Information provided:
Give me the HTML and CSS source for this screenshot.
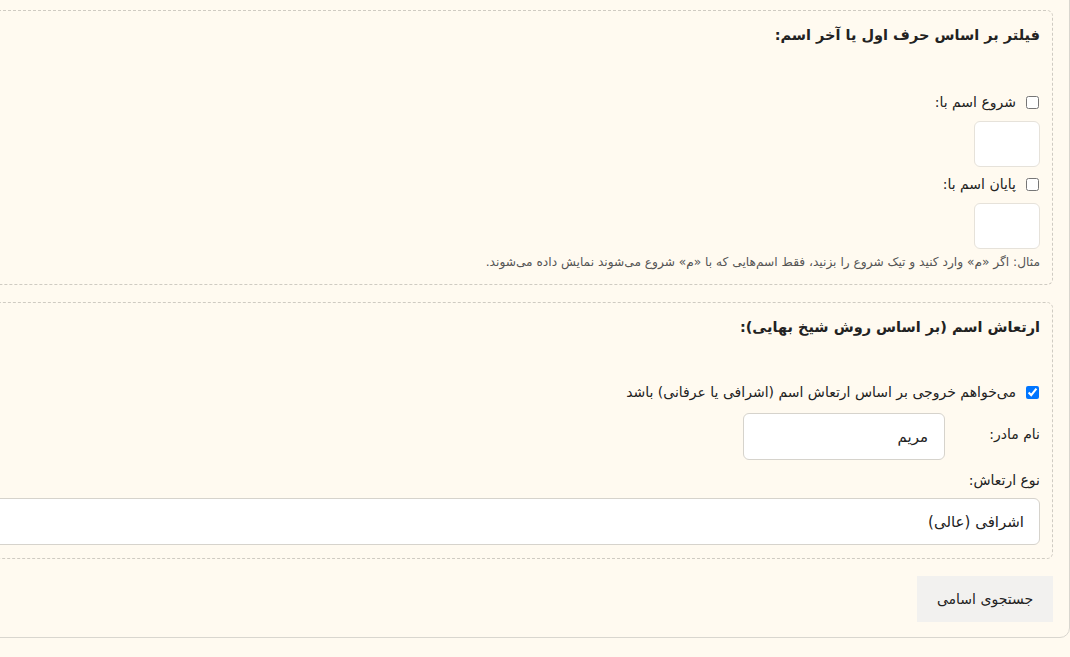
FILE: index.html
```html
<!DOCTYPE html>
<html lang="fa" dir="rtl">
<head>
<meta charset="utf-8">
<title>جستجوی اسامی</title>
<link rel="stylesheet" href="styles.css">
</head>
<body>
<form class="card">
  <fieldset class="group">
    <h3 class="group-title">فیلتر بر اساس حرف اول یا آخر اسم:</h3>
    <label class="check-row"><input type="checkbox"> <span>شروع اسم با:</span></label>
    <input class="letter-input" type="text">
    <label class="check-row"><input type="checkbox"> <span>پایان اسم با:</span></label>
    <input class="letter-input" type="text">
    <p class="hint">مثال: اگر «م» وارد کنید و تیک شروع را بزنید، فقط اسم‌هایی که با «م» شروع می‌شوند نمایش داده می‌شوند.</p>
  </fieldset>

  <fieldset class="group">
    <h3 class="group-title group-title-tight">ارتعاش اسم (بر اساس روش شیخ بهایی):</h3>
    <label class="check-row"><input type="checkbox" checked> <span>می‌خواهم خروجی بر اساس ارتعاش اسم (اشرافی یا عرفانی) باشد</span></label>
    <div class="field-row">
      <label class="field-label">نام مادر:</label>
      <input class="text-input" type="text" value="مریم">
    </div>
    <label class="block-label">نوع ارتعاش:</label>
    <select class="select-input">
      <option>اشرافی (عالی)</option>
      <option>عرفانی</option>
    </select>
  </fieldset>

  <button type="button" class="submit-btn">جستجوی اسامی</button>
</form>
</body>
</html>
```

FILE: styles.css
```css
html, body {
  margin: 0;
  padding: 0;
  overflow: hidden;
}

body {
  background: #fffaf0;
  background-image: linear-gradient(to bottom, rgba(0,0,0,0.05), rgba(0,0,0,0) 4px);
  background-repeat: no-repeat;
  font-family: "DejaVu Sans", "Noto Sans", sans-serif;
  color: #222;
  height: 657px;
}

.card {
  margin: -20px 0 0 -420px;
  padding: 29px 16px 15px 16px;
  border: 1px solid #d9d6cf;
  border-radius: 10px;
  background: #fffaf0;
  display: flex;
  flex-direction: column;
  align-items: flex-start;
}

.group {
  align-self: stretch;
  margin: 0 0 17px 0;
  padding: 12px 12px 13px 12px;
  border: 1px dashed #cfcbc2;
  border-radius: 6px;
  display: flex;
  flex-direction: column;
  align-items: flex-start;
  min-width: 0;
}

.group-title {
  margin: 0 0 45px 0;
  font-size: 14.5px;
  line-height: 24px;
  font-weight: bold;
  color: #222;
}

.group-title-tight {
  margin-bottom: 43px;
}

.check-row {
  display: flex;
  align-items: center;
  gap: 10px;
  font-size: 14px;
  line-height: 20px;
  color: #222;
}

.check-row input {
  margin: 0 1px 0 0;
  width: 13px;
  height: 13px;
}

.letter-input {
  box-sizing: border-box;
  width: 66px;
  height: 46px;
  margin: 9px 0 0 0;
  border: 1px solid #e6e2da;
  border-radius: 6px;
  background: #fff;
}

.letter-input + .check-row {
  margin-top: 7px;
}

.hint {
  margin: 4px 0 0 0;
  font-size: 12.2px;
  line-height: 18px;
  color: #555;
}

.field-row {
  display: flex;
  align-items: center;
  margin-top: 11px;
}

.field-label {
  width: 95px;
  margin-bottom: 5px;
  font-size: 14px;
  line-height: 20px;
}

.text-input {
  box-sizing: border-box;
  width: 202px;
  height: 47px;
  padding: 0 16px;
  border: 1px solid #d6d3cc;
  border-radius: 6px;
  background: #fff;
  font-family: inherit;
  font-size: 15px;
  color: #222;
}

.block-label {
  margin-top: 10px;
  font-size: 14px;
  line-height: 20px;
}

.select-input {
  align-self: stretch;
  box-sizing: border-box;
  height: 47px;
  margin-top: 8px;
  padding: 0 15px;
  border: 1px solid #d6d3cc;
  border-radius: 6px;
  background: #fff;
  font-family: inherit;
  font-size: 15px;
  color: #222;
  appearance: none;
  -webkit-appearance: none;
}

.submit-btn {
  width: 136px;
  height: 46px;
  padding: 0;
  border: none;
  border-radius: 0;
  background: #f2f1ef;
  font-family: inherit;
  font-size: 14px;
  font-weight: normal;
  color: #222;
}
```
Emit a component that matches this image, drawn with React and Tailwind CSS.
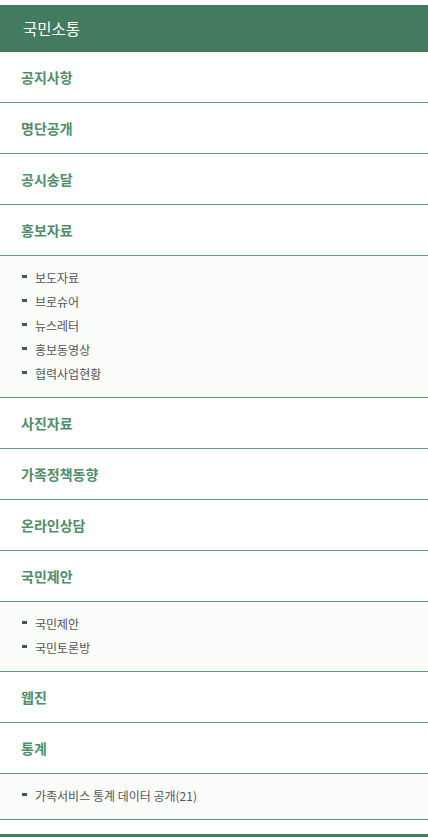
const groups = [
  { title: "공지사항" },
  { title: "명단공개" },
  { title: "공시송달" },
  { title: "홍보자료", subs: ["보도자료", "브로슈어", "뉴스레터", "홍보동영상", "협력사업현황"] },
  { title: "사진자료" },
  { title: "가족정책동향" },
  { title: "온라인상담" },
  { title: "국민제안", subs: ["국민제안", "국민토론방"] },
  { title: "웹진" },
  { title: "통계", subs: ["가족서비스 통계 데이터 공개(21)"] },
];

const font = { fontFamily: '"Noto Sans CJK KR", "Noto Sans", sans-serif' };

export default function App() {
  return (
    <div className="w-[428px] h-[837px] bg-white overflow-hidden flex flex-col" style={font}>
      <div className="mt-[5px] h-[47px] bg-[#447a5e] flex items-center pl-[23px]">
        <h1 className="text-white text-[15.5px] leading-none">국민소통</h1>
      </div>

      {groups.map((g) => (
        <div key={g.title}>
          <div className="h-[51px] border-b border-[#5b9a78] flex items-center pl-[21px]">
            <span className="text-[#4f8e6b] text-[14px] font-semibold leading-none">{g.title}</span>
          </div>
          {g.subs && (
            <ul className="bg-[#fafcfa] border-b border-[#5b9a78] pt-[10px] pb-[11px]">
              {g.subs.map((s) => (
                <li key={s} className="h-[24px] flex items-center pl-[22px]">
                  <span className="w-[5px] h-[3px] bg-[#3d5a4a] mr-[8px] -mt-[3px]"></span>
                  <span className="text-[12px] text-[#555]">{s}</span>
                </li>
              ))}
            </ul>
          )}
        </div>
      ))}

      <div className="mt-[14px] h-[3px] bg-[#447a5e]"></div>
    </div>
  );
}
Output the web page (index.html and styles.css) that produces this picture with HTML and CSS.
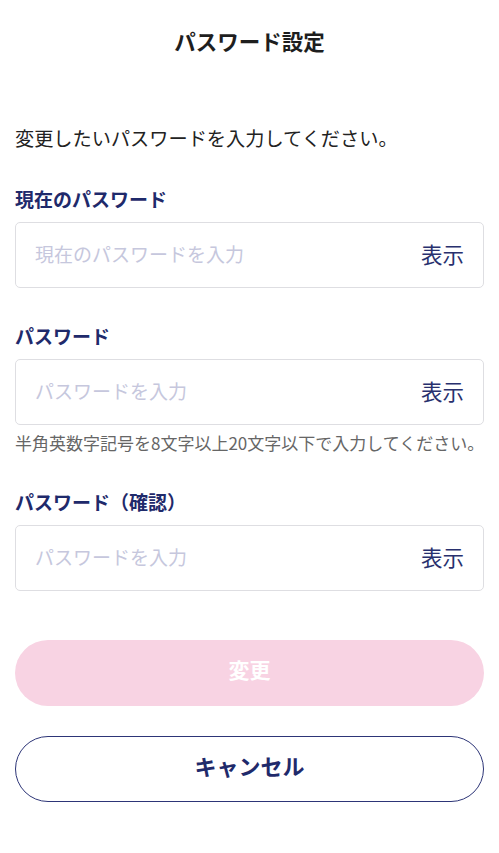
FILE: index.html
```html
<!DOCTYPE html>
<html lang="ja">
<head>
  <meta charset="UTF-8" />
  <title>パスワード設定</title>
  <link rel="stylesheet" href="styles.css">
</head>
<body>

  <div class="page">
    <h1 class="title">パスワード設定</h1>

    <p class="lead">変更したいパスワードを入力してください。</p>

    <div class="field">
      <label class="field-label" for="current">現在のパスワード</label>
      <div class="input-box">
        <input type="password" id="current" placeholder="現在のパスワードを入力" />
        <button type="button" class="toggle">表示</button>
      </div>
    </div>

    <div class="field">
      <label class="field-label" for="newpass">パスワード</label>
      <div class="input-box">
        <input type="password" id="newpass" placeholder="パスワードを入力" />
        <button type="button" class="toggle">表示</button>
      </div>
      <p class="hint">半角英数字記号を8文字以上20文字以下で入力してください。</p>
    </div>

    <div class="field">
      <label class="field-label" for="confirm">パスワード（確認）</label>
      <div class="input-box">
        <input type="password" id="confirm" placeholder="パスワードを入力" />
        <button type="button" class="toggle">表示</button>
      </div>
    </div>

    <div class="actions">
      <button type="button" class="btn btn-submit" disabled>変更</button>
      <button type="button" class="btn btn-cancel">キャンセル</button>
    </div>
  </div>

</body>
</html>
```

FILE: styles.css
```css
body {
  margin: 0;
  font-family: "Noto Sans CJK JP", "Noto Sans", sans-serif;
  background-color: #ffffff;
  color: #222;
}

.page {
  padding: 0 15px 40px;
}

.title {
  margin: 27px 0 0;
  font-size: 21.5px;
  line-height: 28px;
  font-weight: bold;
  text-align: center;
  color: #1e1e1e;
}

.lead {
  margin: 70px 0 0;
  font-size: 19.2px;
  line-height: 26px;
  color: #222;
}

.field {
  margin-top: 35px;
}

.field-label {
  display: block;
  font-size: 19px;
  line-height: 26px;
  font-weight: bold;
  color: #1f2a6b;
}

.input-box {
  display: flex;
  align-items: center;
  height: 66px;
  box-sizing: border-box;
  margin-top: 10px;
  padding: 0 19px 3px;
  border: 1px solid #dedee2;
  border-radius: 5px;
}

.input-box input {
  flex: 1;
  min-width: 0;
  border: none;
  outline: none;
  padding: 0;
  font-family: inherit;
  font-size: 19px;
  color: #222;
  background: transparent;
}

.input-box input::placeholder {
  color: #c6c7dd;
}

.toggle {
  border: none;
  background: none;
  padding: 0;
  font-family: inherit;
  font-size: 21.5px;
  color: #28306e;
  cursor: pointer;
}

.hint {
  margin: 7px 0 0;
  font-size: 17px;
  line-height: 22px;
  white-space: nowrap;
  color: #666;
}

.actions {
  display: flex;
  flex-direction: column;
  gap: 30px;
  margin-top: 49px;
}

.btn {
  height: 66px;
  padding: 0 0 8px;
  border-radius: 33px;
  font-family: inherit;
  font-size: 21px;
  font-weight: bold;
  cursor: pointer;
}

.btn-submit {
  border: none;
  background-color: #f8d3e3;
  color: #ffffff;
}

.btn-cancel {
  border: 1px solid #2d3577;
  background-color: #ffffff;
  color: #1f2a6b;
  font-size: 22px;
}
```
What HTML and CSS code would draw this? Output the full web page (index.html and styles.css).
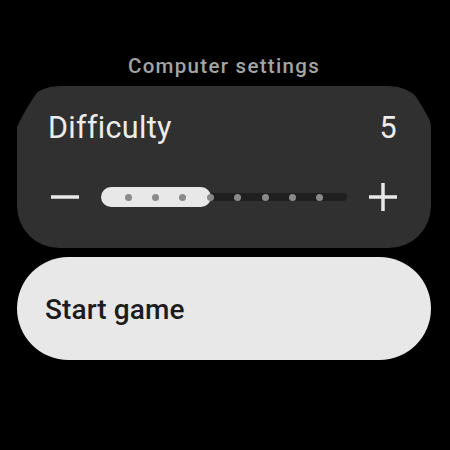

What the task requires: Identify every line above that includes the word "styles", and show those lines.

Expected answer:
<link rel="stylesheet" href="styles.css">
FILE: styles.css
Output the web page (index.html and styles.css) that produces this picture with HTML and CSS.
  <link rel="stylesheet" href="styles.css">
FILE: styles.css
What HTML and CSS code would draw this? Output the full web page (index.html and styles.css).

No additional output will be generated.